There's an internal appeal process within the NCAA, which would be UNC's first avenue of appeal. That process wouldn't involve any proceedings in court. I'm not sure exactly how it would work (maybe swood or someone more well-versed knows the specifics?), but my general understanding is that UNC would have the ability to review the COI's decision and then identify findings or conclusions that they thought were wrong, and make their argument to an appeal panel (again, I'm not sure who would sit on any NCAA panel or committee that would hear an appeal by UNC).
If UNC loses their appeal within the NCAA, then their only recourse would be to file a lawsuit in court against the NCAA. They'd probably try to present their claim as a breach of contract (or something along those lines), essentially arguing that the NCAA is in a contractual arrangement with all its signatories that requires everyone to follow certain rules in the enforcement process, and the NCAA didn't follow its own rules.
Could they win such a lawsuit? Yeah, anything's possible -- but courts are often loath to inject themselves into intra-organizational disputes without some compelling evidence of bad faith or wrongdoing by one of the actors. Courts don't like to see their dockets clogged every time a disgruntled loser in an internecine dispute tries to elevate their grievance to a legal claim for breach of contract, fraud, bad faith, unfair or deceptive practices, etc.
As OldPhiKap pointed out, it is possible to appeal the matter to court in such a way as not to open themselves up to any further discovery, in particular by limiting the appeal to questions of law. They would say that even if all the facts are as the COI found them, they do not have the legal authority to take the action they did, because they acted contrary to their own rules, or because the hearing was a sham and they had already made up their minds.
For appeals to the Infractions Appeals Committee see Section 19.10 of the Division I Manual. The appeal must be made within 15 days after the Public Infraction Decision is released.
19.10.1 Basis for Granting an Appeal.19.10.1.1 Penalties. A penalty prescribed by the hearing panel, including determinations regarding the existence and weighing of any aggravating or mitigating factors, shall not be set aside on appeal except on a showing by the appealing party that the panel abused its discretion. The Infractions Appeals Committee may affirm a penalty for any reason in the record.

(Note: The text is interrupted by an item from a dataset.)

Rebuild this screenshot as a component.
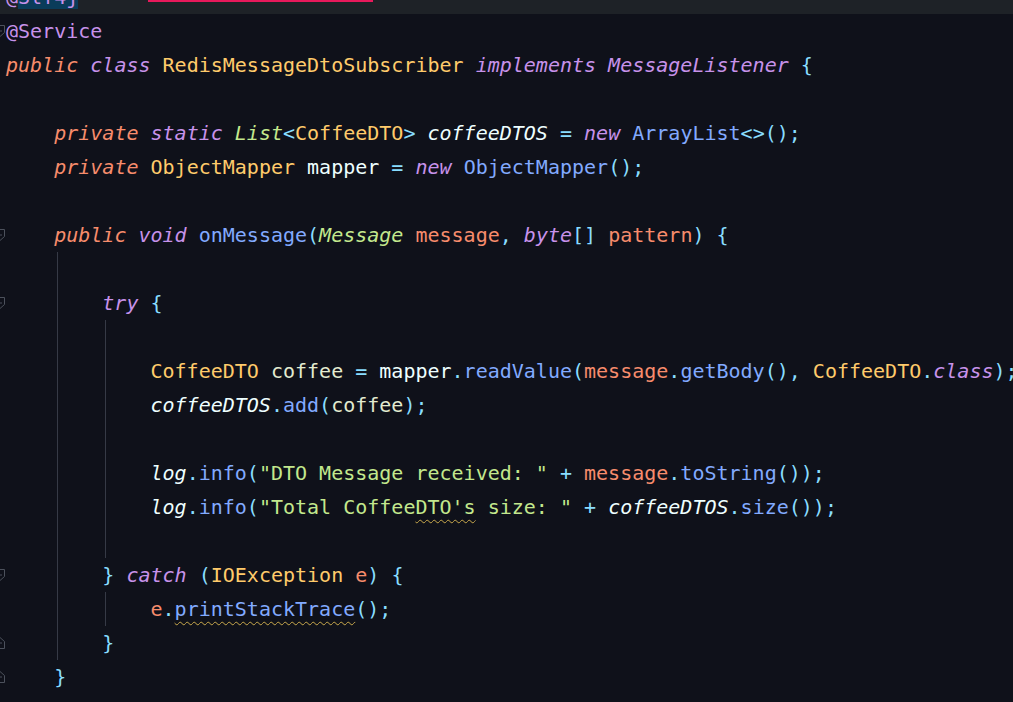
import { FC } from "react";

type Tok = [string, string?];

const P = "text-[#c792ea]";
const PI = "text-[#c792ea] italic";
const OI = "text-[#f78c6c] italic";
const O = "text-[#f78c6c]";
const Y = "text-[#ffcb6b]";
const B = "text-[#82aaff]";
const C = "text-[#89ddff]";
const G = "text-[#c3e88d]";
const GI = "text-[#c3e88d] italic";
const W = "text-[#eeffff]";
const WI = "text-[#eeffff] italic";
const V = "text-[#e3ebd0]";
const SQ = "underline decoration-wavy decoration-[#c9a94c] decoration-1 underline-offset-[5px]";

type Line = {
  toks: Tok[];
  guides?: number[];
  fold?: "open" | "close";
  current?: boolean;
};

const lines: Line[] = [
  { toks: [["@", P], ["Slf4j", P + " bg-[#0a3c5a]"]], current: true },
  { toks: [["@Service", P]], fold: "open" },
  {
    toks: [
      ["public", OI], [" "], ["class", PI], [" "], ["RedisMessageDtoSubscriber", Y], [" "],
      ["implements", PI], [" "], ["MessageListener", PI], [" "], ["{", C],
    ],
  },
  { toks: [] },
  {
    toks: [
      ["    "], ["private", OI], [" "], ["static", PI], [" "], ["List", GI], ["<", C], ["CoffeeDTO", Y],
      [">", C], [" "], ["coffeeDTOS", WI], [" "], ["=", C], [" "], ["new", PI], [" "], ["ArrayList", B],
      ["<>();", C],
    ],
  },
  {
    toks: [
      ["    "], ["private", OI], [" "], ["ObjectMapper", Y], [" "], ["mapper", W], [" "], ["=", C], [" "],
      ["new", PI], [" "], ["ObjectMapper", B], ["();", C],
    ],
  },
  { toks: [] },
  {
    toks: [
      ["    "], ["public", OI], [" "], ["void", PI], [" "], ["onMessage", B], ["(", C], ["Message", GI], [" "],
      ["message", O], [",", C], [" "], ["byte", PI], ["[]", C], [" "], ["pattern", O], [")", C], [" "], ["{", C],
    ],
    fold: "open",
  },
  { toks: [], guides: [57] },
  { toks: [["        "], ["try", PI], [" "], ["{", C]], guides: [57], fold: "open" },
  { toks: [], guides: [57, 105] },
  {
    toks: [
      ["            "], ["CoffeeDTO", Y], [" "], ["coffee", V], [" "], ["=", C], [" "], ["mapper", W], [".", C],
      ["readValue", B], ["(", C], ["message", O], [".", C], ["getBody", B], ["(),", C], [" "], ["CoffeeDTO", Y],
      [".", C], ["class", PI], [");", C],
    ],
    guides: [57, 105],
  },
  {
    toks: [["            "], ["coffeeDTOS", WI], [".", C], ["add", B], ["(", C], ["coffee", V], [");", C]],
    guides: [57, 105],
  },
  { toks: [], guides: [57, 105] },
  {
    toks: [
      ["            "], ["log", WI], [".", C], ["info", B], ["(", C], ['"DTO Message received: "', G], [" "],
      ["+", C], [" "], ["message", O], [".", C], ["toString", B], ["());", C],
    ],
    guides: [57, 105],
  },
  {
    toks: [
      ["            "], ["log", WI], [".", C], ["info", B], ["(", C], ['"Total Coffee', G], ["DTO's", G + " " + SQ],
      [' size: "', G], [" "], ["+", C], [" "], ["coffeeDTOS", WI], [".", C], ["size", B], ["());", C],
    ],
    guides: [57, 105],
  },
  { toks: [], guides: [57, 105] },
  {
    toks: [["        "], ["}", C], [" "], ["catch", PI], [" "], ["(", C], ["IOException", Y], [" "], ["e", O], [")", C], [" "], ["{", C]],
    guides: [57],
    fold: "open",
  },
  {
    toks: [["            "], ["e", O], [".", C], ["printStackTrace", B + " " + SQ], ["();", C]],
    guides: [57, 105],
  },
  { toks: [["        "], ["}", C]], guides: [57], fold: "close" },
  { toks: [["    "], ["}", C]], fold: "close" },
  { toks: [], fold: "open" },
];

const FoldMark: FC<{ kind: "open" | "close" }> = ({ kind }) => (
  <svg
    className="absolute left-[-5px] top-[11px]"
    width="10"
    height="12"
    viewBox="0 0 10 12"
    fill="none"
    stroke="#4c515c"
    strokeWidth="1"
  >
    {kind === "open" ? (
      <path d="M0.5 0.5H9.5V7.5L5 11.5L0.5 7.5Z" />
    ) : (
      <path d="M0.5 11.5H9.5V4.5L5 0.5L0.5 4.5Z" />
    )}
    <path d="M3 6H7" />
  </svg>
);

const CodeLine: FC<{ line: Line }> = ({ line }) => (
  <div
    className={`relative h-[34px] leading-[34px] whitespace-pre pl-[6px] ${
      line.current ? "bg-[#1e2227]" : ""
    }`}
  >
    {line.guides?.map((x) => (
      <span
        key={x}
        className={`absolute top-0 bottom-0 w-px bg-[#363a46] ${x === 57 ? "left-[57px]" : "left-[105px]"}`}
      />
    ))}
    {line.fold && <FoldMark kind={line.fold} />}
    {line.toks.map(([text, cls], i) => (
      <span key={i} className={cls ?? "text-[#eeffff]"}>
        {text}
      </span>
    ))}
  </div>
);

export default function App() {
  return (
    <div className="relative w-[1013px] h-[702px] overflow-hidden bg-[#0f111a] font-['DejaVu_Sans_Mono',monospace] text-[20px]">
      <div className="mt-[-20px]">
        {lines.map((line, i) => (
          <CodeLine key={i} line={line} />
        ))}
      </div>
      <div className="absolute top-0 left-[148px] w-[225px] h-[2px] bg-[#e8195b]" />
    </div>
  );
}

19.10.1.2 Findings and Conclusions. A hearing panel’s factual findings and its conclusion that one or more violations occurred shall not be set aside on appeal except on a showing by the appealing party that:(a) A factual finding is clearly contrary to the information presented to the panel;
(b) The facts found by the panel do not constitute a violation of the NCAA constitution and bylaws; or
(c) There was a procedural error and but for the error, the panel would not have made the finding or conclusion.
19.10.7 Final Decision not Subject to Further Review. Any decision of the Infractions Appeals Committee shall be final, binding and conclusive, and shall not be subject to further review by any governance body.
Typically UNC would not be able to appeal to the courts until after they had appealed to the Infractions Appeals Committee.
This case hasn't even been brought before a district court yet. The discovery process would occur there. The process, I expect, would proceed as:
1. COI
2. Appeals committee
3. US District court
4. 7th Circuit COA.
If the issue becomes, "were these classes available to everyone", I expect the NCAA will ask for 30b6 depositions.
Just to clarify, I don't believe any decision of the NCAA would be subject to direct review by a federal or state appellate court. I understand that UNC could appeal the decision of the Committee on Infractions internally to an appellate tribunal constituted by the NCAA. But the ultimate ruling of the NCAA -- either by the COI or by the NCAA appellate panel if there is such an internal appeal -- is not then "appealable" to any court within the state or federal judicial system. Appellate courts review decisions of trial courts and governmental agencies, not autonomous private organizations like the NCAA. If UNC appeals the COI decision to a higher panel within the NCAA and is dissatisfied with the results of that internal appeal, then I believe UNC's only recourse would be to seek a judicial remedy by filing an action based on some theory of relief in a state or federal trial court.
not trying to play gotcha. I just wondered if you hadn't seen that interview, because it sure made JB look like a UNC apologist (or even, denialist). As memory serves, it came out fairly soon after McCants' allegations, and JB provided a forum for Ol Roy and a bunch of players to deny them as a group, as if the power of numbers determines who is telling the truth.
He still could be right about jurisdictional matters, so I'm with you there. My other point was, however, that not only didn't he seem to have any regrets that the NCAA lacked jurisdiction, he gave Ol Roy and other players a forum to basically say McCants was "incorrect" (a kind way to put it), and declared that he believed Ol Roy over McCants. IIRC this is all while the Wainstein report was being compiled - but after we already knew of problems that had been glossed over in the Martin report.
So now that I think of it, he wasn't just anti-NCAA, he was definitely pro-UNC. He's been their advocate in the court of public opinion from a very early point, well before the worst stuff came out. And from the looks of it he hasn't backed off, though perhaps he's changed his rationale a bit from "they didn't do anything wrong" to "the NCAA can't punish UNC for what they may have done wrong."
If UNC files suit, the NCAA could counter sue - UNC has a contractual obligation to self monitor and self report. They clearly violated that. Discovery to confirm that which we all know is true - the fraud was not limited to the AA studies program. The only way to stop discovery is to not sue the NCAA.
Discovery would ensure, but the questions is its breadth. I expect UNC would attempt to limit the scope considerably. Whether it would succeed in doing so is obviously a litigation risk they would consider prior to filing any legal action.
But we're getting ahead of ourselves. The COI hearing is still 2 months away.